Dean Klisura, President & CEO, Guy Carpenter, commented, “In the current market conditions, cedents have secured competitive pricing and terms on their reinsurance programs, but many are also exploring alternative options, such as parametric solutions and sidecars, as ways to complement their traditional protection. We expect this trend to continue as we move through the remainder of the year.”

Guy Carpenter observed that attractive catastrophe bond rates drove record-level activity, reaching over $61 billion in total outstanding limit for the first half of 2026.

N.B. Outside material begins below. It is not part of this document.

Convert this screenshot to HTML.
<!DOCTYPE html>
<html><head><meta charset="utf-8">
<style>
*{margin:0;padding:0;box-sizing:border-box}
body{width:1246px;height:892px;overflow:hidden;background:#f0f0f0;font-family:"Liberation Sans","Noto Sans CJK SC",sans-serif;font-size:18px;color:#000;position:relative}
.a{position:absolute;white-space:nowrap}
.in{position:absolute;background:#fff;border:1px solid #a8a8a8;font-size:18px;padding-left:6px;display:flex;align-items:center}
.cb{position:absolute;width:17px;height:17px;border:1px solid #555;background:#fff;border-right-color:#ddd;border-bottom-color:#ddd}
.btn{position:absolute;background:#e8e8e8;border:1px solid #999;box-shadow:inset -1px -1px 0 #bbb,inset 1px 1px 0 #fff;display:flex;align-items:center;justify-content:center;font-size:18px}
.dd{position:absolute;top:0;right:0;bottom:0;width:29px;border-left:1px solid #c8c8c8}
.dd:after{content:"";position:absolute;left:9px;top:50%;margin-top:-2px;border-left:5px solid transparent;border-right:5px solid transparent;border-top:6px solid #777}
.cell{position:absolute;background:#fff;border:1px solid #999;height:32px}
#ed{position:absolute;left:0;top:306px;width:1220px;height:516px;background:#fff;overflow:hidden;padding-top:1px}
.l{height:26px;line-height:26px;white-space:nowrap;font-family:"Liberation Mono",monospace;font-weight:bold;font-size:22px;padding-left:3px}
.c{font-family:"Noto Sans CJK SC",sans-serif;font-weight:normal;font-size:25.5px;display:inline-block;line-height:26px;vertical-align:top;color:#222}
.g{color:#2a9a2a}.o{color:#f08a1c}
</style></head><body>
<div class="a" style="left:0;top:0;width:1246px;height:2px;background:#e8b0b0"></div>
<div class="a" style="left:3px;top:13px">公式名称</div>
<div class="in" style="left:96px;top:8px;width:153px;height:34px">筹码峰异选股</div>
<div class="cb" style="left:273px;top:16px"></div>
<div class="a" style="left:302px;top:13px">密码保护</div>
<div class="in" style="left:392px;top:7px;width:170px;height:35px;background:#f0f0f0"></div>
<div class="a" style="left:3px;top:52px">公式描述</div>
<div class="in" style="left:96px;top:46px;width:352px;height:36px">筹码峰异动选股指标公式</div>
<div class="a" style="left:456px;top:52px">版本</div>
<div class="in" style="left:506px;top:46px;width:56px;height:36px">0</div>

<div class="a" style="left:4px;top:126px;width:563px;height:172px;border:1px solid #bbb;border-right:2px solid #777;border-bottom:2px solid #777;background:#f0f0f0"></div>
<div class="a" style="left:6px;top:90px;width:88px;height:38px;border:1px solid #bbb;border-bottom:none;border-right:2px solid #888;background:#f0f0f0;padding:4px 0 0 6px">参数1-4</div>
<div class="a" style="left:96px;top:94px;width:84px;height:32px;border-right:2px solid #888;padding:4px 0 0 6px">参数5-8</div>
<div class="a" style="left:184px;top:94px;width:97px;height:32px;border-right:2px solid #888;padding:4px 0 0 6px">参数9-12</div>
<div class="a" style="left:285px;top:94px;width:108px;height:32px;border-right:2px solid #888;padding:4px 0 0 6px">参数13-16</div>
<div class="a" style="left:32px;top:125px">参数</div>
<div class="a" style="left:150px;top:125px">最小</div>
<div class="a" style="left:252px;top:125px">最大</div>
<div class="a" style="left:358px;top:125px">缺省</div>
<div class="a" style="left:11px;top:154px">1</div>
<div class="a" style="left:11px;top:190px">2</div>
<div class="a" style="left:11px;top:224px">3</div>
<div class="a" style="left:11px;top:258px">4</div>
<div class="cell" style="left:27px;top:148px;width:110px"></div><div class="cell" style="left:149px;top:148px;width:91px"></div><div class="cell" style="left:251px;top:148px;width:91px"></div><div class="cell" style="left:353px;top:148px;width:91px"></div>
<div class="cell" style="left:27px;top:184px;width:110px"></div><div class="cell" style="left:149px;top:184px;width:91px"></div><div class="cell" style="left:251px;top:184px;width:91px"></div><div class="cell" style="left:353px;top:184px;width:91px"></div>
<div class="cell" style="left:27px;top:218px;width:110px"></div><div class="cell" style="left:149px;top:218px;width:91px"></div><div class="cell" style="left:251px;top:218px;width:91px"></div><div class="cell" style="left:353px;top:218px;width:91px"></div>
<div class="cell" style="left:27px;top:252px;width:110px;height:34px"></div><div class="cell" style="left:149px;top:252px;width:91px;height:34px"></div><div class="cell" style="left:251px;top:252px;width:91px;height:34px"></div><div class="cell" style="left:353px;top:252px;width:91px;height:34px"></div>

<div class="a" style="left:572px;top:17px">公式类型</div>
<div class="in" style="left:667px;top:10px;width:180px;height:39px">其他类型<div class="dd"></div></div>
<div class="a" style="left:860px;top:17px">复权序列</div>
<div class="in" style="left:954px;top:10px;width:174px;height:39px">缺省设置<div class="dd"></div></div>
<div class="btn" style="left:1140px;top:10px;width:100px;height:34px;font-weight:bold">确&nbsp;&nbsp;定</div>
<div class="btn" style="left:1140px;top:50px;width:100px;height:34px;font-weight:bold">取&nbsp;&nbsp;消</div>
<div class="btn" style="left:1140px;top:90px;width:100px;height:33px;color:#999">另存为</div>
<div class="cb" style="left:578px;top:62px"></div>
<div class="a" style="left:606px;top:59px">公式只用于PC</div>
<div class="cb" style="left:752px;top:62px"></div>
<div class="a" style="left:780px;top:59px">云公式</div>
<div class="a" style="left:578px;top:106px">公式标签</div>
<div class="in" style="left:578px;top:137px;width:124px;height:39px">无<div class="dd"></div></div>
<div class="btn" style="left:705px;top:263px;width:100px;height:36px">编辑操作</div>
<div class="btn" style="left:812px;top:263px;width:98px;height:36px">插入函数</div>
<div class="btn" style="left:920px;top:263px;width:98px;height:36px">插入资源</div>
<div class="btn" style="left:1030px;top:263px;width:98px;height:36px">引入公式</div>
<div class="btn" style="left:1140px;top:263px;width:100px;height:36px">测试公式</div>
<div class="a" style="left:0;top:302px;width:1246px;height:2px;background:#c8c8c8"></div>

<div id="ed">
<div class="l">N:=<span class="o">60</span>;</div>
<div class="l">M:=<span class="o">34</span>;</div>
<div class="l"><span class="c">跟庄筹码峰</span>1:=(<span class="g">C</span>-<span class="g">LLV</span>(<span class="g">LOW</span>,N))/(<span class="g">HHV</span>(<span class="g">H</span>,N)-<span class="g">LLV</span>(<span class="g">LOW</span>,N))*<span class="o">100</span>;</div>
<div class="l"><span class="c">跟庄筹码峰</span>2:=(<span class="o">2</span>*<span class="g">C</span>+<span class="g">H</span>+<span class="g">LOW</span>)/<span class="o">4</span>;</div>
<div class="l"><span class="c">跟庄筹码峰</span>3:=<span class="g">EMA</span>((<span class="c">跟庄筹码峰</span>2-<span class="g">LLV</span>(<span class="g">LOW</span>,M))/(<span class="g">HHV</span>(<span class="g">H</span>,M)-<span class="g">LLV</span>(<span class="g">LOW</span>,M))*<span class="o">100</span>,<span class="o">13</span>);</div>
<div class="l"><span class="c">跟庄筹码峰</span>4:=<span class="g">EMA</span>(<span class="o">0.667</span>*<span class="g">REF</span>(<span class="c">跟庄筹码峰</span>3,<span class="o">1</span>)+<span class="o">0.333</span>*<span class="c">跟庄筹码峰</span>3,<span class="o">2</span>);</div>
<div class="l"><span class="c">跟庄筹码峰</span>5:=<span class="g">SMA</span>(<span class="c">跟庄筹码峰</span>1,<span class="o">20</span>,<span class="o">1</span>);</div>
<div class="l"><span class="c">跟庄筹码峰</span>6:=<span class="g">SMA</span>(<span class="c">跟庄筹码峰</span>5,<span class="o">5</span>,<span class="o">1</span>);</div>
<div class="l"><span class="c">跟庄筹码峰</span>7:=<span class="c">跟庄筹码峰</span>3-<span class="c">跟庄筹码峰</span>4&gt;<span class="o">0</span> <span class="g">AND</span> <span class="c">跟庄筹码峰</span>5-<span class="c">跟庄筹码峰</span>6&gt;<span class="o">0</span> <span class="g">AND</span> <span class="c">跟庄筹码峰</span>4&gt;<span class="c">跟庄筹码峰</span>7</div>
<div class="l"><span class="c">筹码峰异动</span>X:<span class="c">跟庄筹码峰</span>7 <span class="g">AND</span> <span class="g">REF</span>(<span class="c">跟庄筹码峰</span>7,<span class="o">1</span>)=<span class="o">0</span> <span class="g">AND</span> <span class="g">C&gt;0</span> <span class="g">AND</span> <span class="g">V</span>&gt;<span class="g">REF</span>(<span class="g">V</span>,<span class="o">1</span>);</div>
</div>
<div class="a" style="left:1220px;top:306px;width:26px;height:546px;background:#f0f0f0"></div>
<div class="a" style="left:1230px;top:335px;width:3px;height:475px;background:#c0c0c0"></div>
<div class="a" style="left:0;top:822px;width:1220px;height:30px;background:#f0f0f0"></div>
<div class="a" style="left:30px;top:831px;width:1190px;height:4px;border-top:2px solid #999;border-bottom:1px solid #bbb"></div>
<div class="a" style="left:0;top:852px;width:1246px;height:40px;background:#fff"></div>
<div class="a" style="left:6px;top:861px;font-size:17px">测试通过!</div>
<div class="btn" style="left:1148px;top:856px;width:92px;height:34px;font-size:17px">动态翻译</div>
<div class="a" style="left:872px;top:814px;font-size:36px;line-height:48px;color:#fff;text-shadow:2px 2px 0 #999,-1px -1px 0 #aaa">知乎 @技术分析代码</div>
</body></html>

Meanwhile, parametric solutions are reportedly expanding into secondary perils, such as flood, wildfire and severe convective storm, where protection gaps are significant and growing.

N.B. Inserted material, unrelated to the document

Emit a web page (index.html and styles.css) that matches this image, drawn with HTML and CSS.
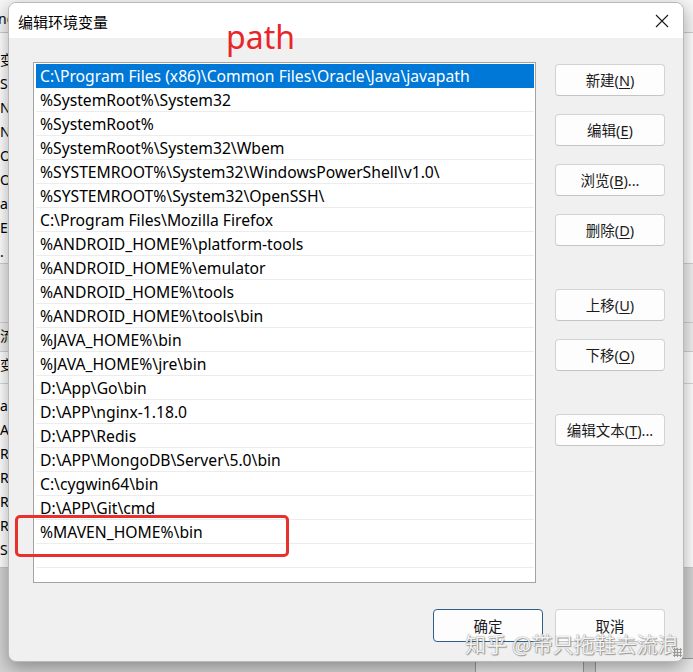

“The abundance of capital is keeping the property reinsurance market soft, with risk-adjusted decreases further deepening from January 1, 2026 levels. The global property catastrophe rate on line (ROLs) index decreased from -12% at January to -16% at mid-year.” Guy Carpenter said.

Market softening has also increased demand for property retrocession, driven by both a greater number of new buyers and existing buyers expanding their placements.

Meanwhile, as per the firm’s new report, the mid-year casualty renewals continued to demonstrate nuanced outcomes, reflecting adequate capacity, differentiated pricing based on loss experience, and evolving market structures as clients increasingly sought to leverage structured risk solutions.

Guy Carpenter added, “Looking to financial lines, public company D&O insurance rates turned positive in the first quarter, which has helped stabilise financial lines reinsurance renewal outcomes for top-performing carriers.

“Both legacy and sidecar markets demonstrate renewed momentum in the structured risk space for casualty lines. Legacy transactions benefiting from improved pricing clarity and sidecar vehicles are capitalising on robust investor demand for P&C risk.”

At the same time, the specialty reinsurance renewals are said to have continued soft market themes, though the significant loss development of Baltimore Bridge is expected to impact 2027 marine renewals.

In April 2026, the total loss reserve for the bridge collapse increased from $1.5 billion to $2.8 billion. Guy Carpenter noted that this will largely be borne by the reinsurance and retrocession markets.

“As the latest reserve increase occurred after 90% of impacted programs were placed in 2026, pricing implications will not be seen until the 2027 renewal season,” the firm explained.

Klisura went on, “In casualty lines, mid-year renewals continue to demonstrate nuanced outcomes based on loss experience and evolving market structures.

“The specialty lines market has been more impacted by volatile geopolitical tensions, which have spurred product development and greater innovation. Across it all, providing value to clients remains paramount.”